**WHAT YOU WILL DO**
Begin with the line holding "What React, TypeScript" and write out each following line to the end of the data, exactly. Pictures are left out.

**MATERIAL PROVIDED**
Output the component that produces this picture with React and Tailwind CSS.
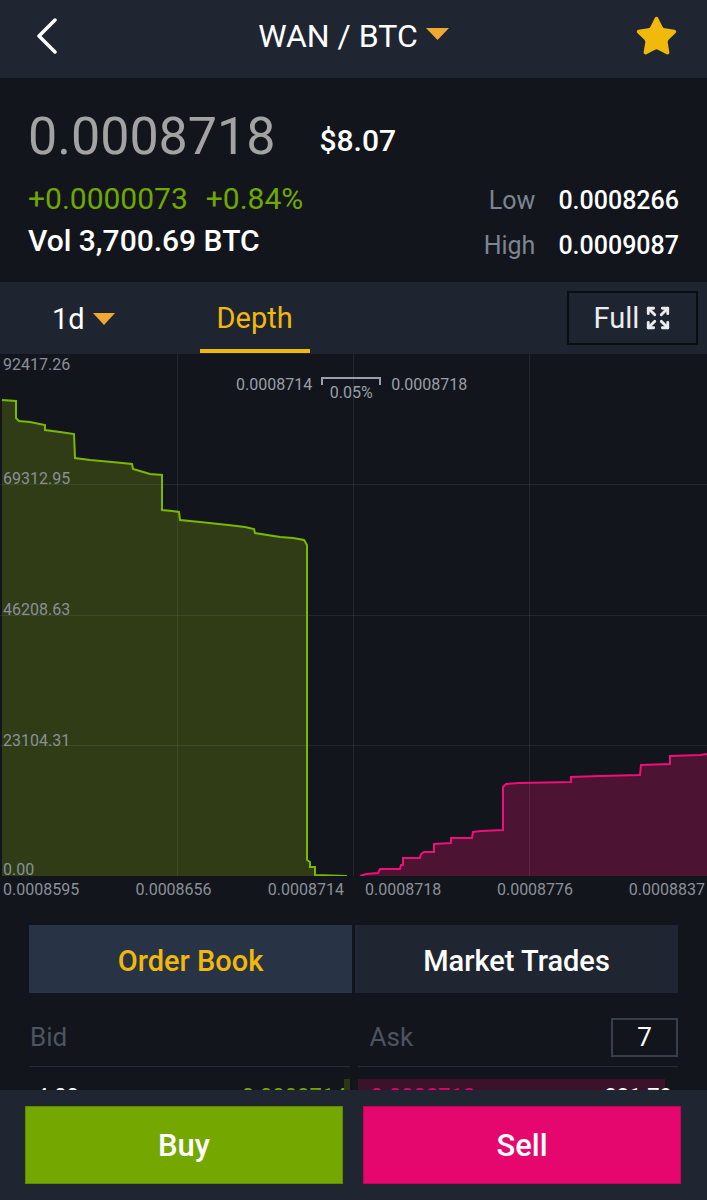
import { Star, Expand } from "lucide-react";

// depth curve points, in page coordinates (chart spans y 354..876)
const BASE = 876;
const bids = [
  [2, 400], [16, 401], [16, 418], [19, 421], [30, 422], [45, 425], [45, 430],
  [60, 432], [74, 434], [75, 458], [90, 460], [112, 462], [132, 464], [133, 469],
  [140, 471], [150, 474], [162, 475], [162, 510], [172, 511], [179, 512],
  [180, 520], [200, 522], [228, 525], [245, 527], [254, 529], [255, 533],
  [280, 537], [293, 538], [304, 540], [307, 545], [307, 860], [310, 862],
  [310, 867], [315, 867], [315, 875], [347, 876],
];
const asks = [
  [360, 876], [366, 874], [378, 873], [380, 869], [400, 869], [401, 865],
  [403, 865], [403, 858], [420, 858], [421, 854], [424, 852], [434, 852],
  [434, 844], [451, 843], [451, 838], [472, 838], [473, 832], [481, 831],
  [503, 830], [503, 787], [506, 784], [520, 783], [571, 782], [571, 777],
  [600, 776], [640, 775], [641, 765], [670, 764], [670, 756], [700, 755],
  [707, 754],
];

const toPath = (pts) => "M" + pts.map((p) => p.join(",")).join(" L");
const toArea = (pts) =>
  toPath(pts) + ` L${pts[pts.length - 1][0]},${BASE} L${pts[0][0]},${BASE} Z`;

const yLabels = [
  { text: "92417.26", top: "top-[3px]" },
  { text: "69312.95", top: "top-[117px]" },
  { text: "46208.63", top: "top-[248px]" },
  { text: "23104.31", top: "top-[379px]" },
  { text: "0.00", top: "top-[508px]" },
];

const DepthChart = () => (
  <div className="relative h-[522px]">
    <svg width="707" height="522" viewBox="0 354 707 522" className="block">
      <path d={toArea(bids)} fill="#2f3c16" />
      <path d={toArea(asks)} fill="#4d1333" />
      {[177, 353, 529].map((x) => (
        <line key={x} x1={x + 0.5} y1={354} x2={x + 0.5} y2={876} stroke="rgba(255,255,255,0.08)" />
      ))}
      {[484, 615, 745].map((y) => (
        <line key={y} x1={0} y1={y + 0.5} x2={707} y2={y + 0.5} stroke="rgba(255,255,255,0.08)" />
      ))}
      <path d={toPath(bids)} fill="none" stroke="#7ab800" strokeWidth="2" />
      <path d={toPath(asks)} fill="none" stroke="#ee0f79" strokeWidth="2" />
    </svg>

    {/* y axis labels */}
    {yLabels.map((l) => (
      <span
        key={l.text}
        className={`absolute left-[3px] ${l.top} text-[16px] leading-none text-[#8b9098]`}
      >
        {l.text}
      </span>
    ))}

    {/* spread marker */}
    <div className="absolute top-[23px] left-[236px] flex items-start text-[16px] leading-none text-[#9a9fa7]">
      <span>0.0008714</span>
      <div className="ml-[9px] w-[60px] flex flex-col">
        <div className="h-[8px] border-t-2 border-x-2 border-[#9a9fa7]" />
        <span className="text-center">0.05%</span>
      </div>
      <span className="ml-[10px]">0.0008718</span>
    </div>
  </div>
);

const App = () => {
  return (
    <div className="w-full h-[1200px] flex flex-col overflow-hidden bg-[#12161c] text-white font-['Roboto',sans-serif]">
      {/* Header */}
      <div className="h-[78px] shrink-0 bg-[#1f2632] grid grid-cols-[1fr_auto_1fr] items-center pb-[6px]">
        <div className="pl-[36px]">
          <svg width="22" height="36" viewBox="0 0 22 36">
            <polyline points="19,2 3,18 19,34" fill="none" stroke="#fff" strokeWidth="3.5" strokeLinecap="round" strokeLinejoin="round" />
          </svg>
        </div>
        <div className="flex items-center gap-[8px]">
          <span className="text-[32px] leading-none">WAN / BTC</span>
          <svg width="23" height="12" viewBox="0 0 23 12" className="-mt-[5px]">
            <polygon points="0,0 23,0 11.5,12" fill="#f0a832" />
          </svg>
        </div>
        <div className="flex justify-end pr-[28px]">
          <Star size={45} strokeWidth={1} color="#f0b90b" fill="#f0b90b" />
        </div>
      </div>

      {/* Price summary */}
      <div className="h-[204px] shrink-0 px-[28px] pt-[33px]">
        <div className="flex items-center h-[52px]">
          <span className="text-[52px] leading-none text-[#a3a3a3]">0.0008718</span>
          <span className="ml-[44px] mt-[8px] text-[30px] leading-none font-medium">$8.07</span>
        </div>
        <div className="flex justify-between mt-[21px]">
          <div className="flex flex-col gap-[12px]">
            <div className="flex gap-[18px] text-[30px] leading-none text-[#70a800]">
              <span>+0.0000073</span>
              <span>+0.84%</span>
            </div>
            <div className="text-[30px] leading-none font-medium">Vol 3,700.69 BTC</div>
          </div>
          <div className="grid grid-cols-[auto_auto] gap-x-[23px] gap-y-[20px] pt-[4px] text-[25px] leading-none">
            <span className="text-right text-[#7d8592]">Low</span>
            <span className="font-medium">0.0008266</span>
            <span className="text-right text-[#7d8592]">High</span>
            <span className="font-medium">0.0009087</span>
          </div>
        </div>
      </div>

      {/* Chart tabs */}
      <div className="h-[72px] shrink-0 bg-[#1e2530] flex items-stretch">
        <div className="flex items-center gap-[8px] pl-[52px] pt-[2px]">
          <span className="text-[29px] leading-none">1d</span>
          <svg width="22" height="12" viewBox="0 0 22 12">
            <polygon points="0,0 22,0 11,12" fill="#f0a832" />
          </svg>
        </div>
        <div className="ml-[85px] w-[110px] flex flex-col">
          <div className="flex-1 flex items-center justify-center pt-[6px] text-[29px] leading-none text-[#f0b90b]">
            Depth
          </div>
          <div className="h-[4px] mb-[1px] bg-[#f0b90b]" />
        </div>
        <div className="ml-auto mr-[9px] self-center w-[131px] h-[54px] border-2 border-[#0b0e11] flex items-center justify-center gap-[6px]">
          <span className="text-[29px] leading-none text-[#eaecef]">Full</span>
          <Expand size={26} strokeWidth={2.6} color="#eaecef" />
        </div>
      </div>

      <DepthChart />

      {/* x axis */}
      <div className="h-[29px] shrink-0 flex pt-[6px] text-[16px] leading-none text-[#8b9098]">
        <div className="w-[353px] flex justify-between pl-[3px] pr-[9px]">
          <span>0.0008595</span>
          <span>0.0008656</span>
          <span>0.0008714</span>
        </div>
        <div className="flex-1 flex justify-between pl-[12px] pr-[2px]">
          <span>0.0008718</span>
          <span>0.0008776</span>
          <span>0.0008837</span>
        </div>
      </div>

      {/* Order book */}
      <div className="flex-1 overflow-hidden pl-[29px] pr-[29px]">
        <div className="grid grid-cols-2 gap-[3px] mt-[20px] h-[68px]">
          <div className="bg-[#283445] flex items-center justify-center pt-[5px] text-[29px] font-medium text-[#f0b90b]">
            Order Book
          </div>
          <div className="bg-[#1f2631] flex items-center justify-center pt-[5px] text-[29px] font-medium">
            Market Trades
          </div>
        </div>
        <div className="grid grid-cols-2 gap-[8px] mt-[25px]">
          <div>
            <div className="h-[39px] flex items-center pl-[1px] text-[26px] text-[#4c5461]">Bid</div>
            <div className="mt-[9px] h-px bg-[#262b34]" />
            <div className="relative mt-[12px] h-[30px]">
              <div className="absolute right-0 top-0 bottom-0 bg-[#2b3614]" style={{ width: 6 }} />
              <div className="relative flex justify-between pt-[7px] pl-[7px] pr-[3px] text-[22px] leading-none">
                <span>4.00</span>
                <span className="text-[#70a800]">0.0008714</span>
              </div>
            </div>
          </div>
          <div>
            <div className="h-[39px] flex items-center justify-between pl-[12px]">
              <span className="text-[26px] text-[#4c5461]">Ask</span>
              <div className="w-[67px] h-[39px] border-2 border-[#373f4b] flex items-center justify-center text-[26px]">
                7
              </div>
            </div>
            <div className="mt-[9px] h-px bg-[#262b34]" />
            <div className="relative mt-[12px] h-[30px]">
              <div className="absolute left-0 top-0 bottom-0 bg-[#3b1229]" style={{ width: 307 }} />
              <div className="relative flex justify-between pt-[7px] pl-[13px] pr-[6px] text-[22px] leading-none">
                <span className="text-[#e6006e]">0.0008718</span>
                <span>221.79</span>
              </div>
            </div>
          </div>
        </div>
      </div>

      {/* Buy / Sell */}
      <div className="h-[110px] shrink-0 bg-[#1f2632] grid grid-cols-2 gap-[20px] pl-[25px] pr-[26px] pt-[16px]">
        <button className="h-[78px] pt-[3px] bg-[#74a800] border border-[#5e8c00] text-[31px] font-medium text-white">
          Buy
        </button>
        <button className="h-[78px] pt-[3px] bg-[#e5066e] border border-[#c4045d] text-[31px] font-medium text-white">
          Sell
        </button>
      </div>
    </div>
  );
};

export default App;
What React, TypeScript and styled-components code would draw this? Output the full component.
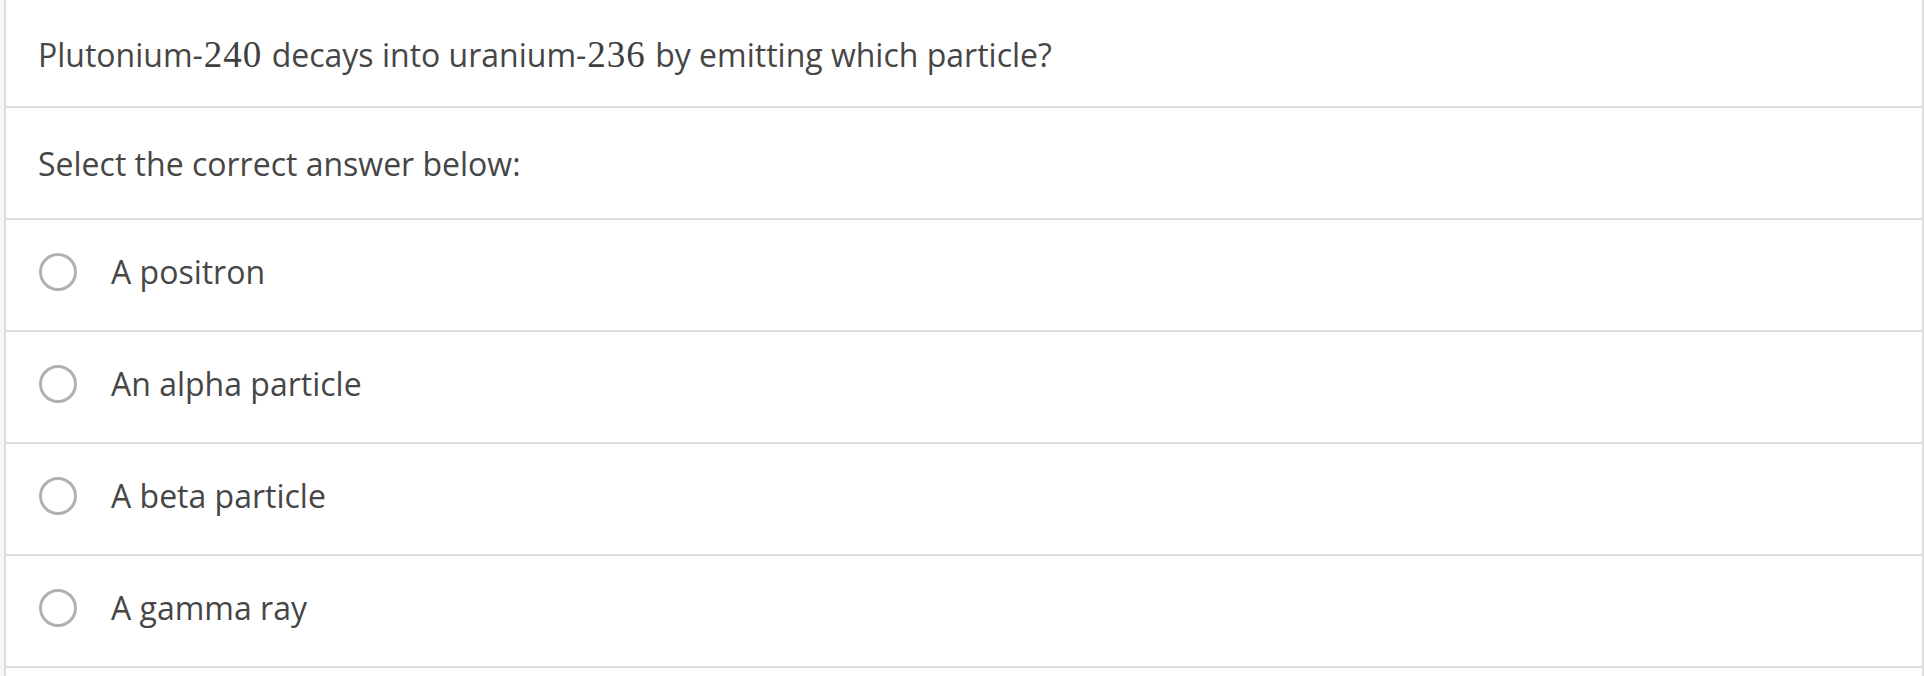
import React from 'react';
import styled, { createGlobalStyle } from 'styled-components';

const GlobalStyle = createGlobalStyle`
	html, body {
		margin: 0;
		padding: 0;
		background: #f7f7f7;
	}
	body {
		font-family: 'Open Sans', 'Liberation Sans', sans-serif;
		color: #464646;
	}
`;

const answers = ['A positron', 'An alpha particle', 'A beta particle', 'A gamma ray'];

const App = () => {
	return (
		<>
			<GlobalStyle />
			<QuestionCard>
				<QuestionRow>
					<QuestionText>
						Plutonium-<MathNum>240</MathNum> decays into uranium-<MathNum>236</MathNum> by emitting which
						particle?
					</QuestionText>
				</QuestionRow>
				<PromptRow>
					<QuestionText>Select the correct answer below:</QuestionText>
				</PromptRow>
				{answers.map((answer) => (
					<AnswerRow key={answer}>
						<Radio />
						<AnswerText>{answer}</AnswerText>
					</AnswerRow>
				))}
				<CardFooter />
			</QuestionCard>
		</>
	);
};

export default App;

const QuestionCard = styled.div`
	margin-left: 4px;
	background: #fff;
	border-left: 2px solid #dcdcdc;
	border-right: 2px solid #dcdcdc;
`;

const Row = styled.div`
	display: flex;
	align-items: center;
	box-sizing: border-box;
	border-bottom: 2px solid #dcdcdc;
	padding: 0 32px;
`;

const QuestionRow = styled(Row)`
	height: 108px;
	padding-top: 4px;
`;

const PromptRow = styled(Row)`
	height: 112px;
	padding-top: 2px;
`;

const AnswerRow = styled(Row)`
	height: 112px;
	padding-bottom: 6px;
	gap: 34px;
	cursor: pointer;
`;

const CardFooter = styled.div`
	height: 8px;
`;

const QuestionText = styled.div`
	font-size: 32px;
	line-height: 42px;
`;

const MathNum = styled.span`
	font-family: 'Liberation Serif', 'Times New Roman', serif;
	font-size: 37px;
	letter-spacing: 1px;
	padding: 0 1px;
	color: #3e3e3e;
`;

const Radio = styled.span`
	display: block;
	box-sizing: border-box;
	width: 38px;
	height: 38px;
	border-radius: 50%;
	border: 3px solid #b1b1b1;
	flex-shrink: 0;
	margin-left: 1px;
`;

const AnswerText = styled.span`
	font-size: 32px;
	line-height: 42px;
`;
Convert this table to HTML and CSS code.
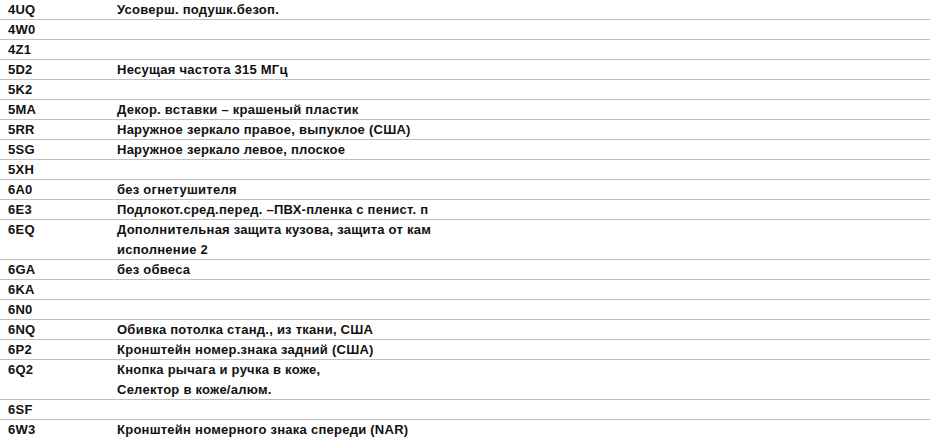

**FINISHED EXERCISE**
What React, TypeScript and styled-components code would draw this? Output the full component.
import React from 'react';
import styled, { createGlobalStyle } from 'styled-components';

const GlobalStyle = createGlobalStyle`
	html, body {
		margin: 0;
		padding: 0;
		background: #f7f7f7;
	}
	body {
		font-family: 'Open Sans', 'Liberation Sans', sans-serif;
		color: #464646;
	}
`;

const answers = ['A positron', 'An alpha particle', 'A beta particle', 'A gamma ray'];

const App = () => {
	return (
		<>
			<GlobalStyle />
			<QuestionCard>
				<QuestionRow>
					<QuestionText>
						Plutonium-<MathNum>240</MathNum> decays into uranium-<MathNum>236</MathNum> by emitting which
						particle?
					</QuestionText>
				</QuestionRow>
				<PromptRow>
					<QuestionText>Select the correct answer below:</QuestionText>
				</PromptRow>
				{answers.map((answer) => (
					<AnswerRow key={answer}>
						<Radio />
						<AnswerText>{answer}</AnswerText>
					</AnswerRow>
				))}
				<CardFooter />
			</QuestionCard>
		</>
	);
};

export default App;

const QuestionCard = styled.div`
	margin-left: 4px;
	background: #fff;
	border-left: 2px solid #dcdcdc;
	border-right: 2px solid #dcdcdc;
`;

const Row = styled.div`
	display: flex;
	align-items: center;
	box-sizing: border-box;
	border-bottom: 2px solid #dcdcdc;
	padding: 0 32px;
`;

const QuestionRow = styled(Row)`
	height: 108px;
	padding-top: 4px;
`;

const PromptRow = styled(Row)`
	height: 112px;
	padding-top: 2px;
`;

const AnswerRow = styled(Row)`
	height: 112px;
	padding-bottom: 6px;
	gap: 34px;
	cursor: pointer;
`;

const CardFooter = styled.div`
	height: 8px;
`;

const QuestionText = styled.div`
	font-size: 32px;
	line-height: 42px;
`;

const MathNum = styled.span`
	font-family: 'Liberation Serif', 'Times New Roman', serif;
	font-size: 37px;
	letter-spacing: 1px;
	padding: 0 1px;
	color: #3e3e3e;
`;

const Radio = styled.span`
	display: block;
	box-sizing: border-box;
	width: 38px;
	height: 38px;
	border-radius: 50%;
	border: 3px solid #b1b1b1;
	flex-shrink: 0;
	margin-left: 1px;
`;

const AnswerText = styled.span`
	font-size: 32px;
	line-height: 42px;
`;
Convert this table to HTML and CSS code.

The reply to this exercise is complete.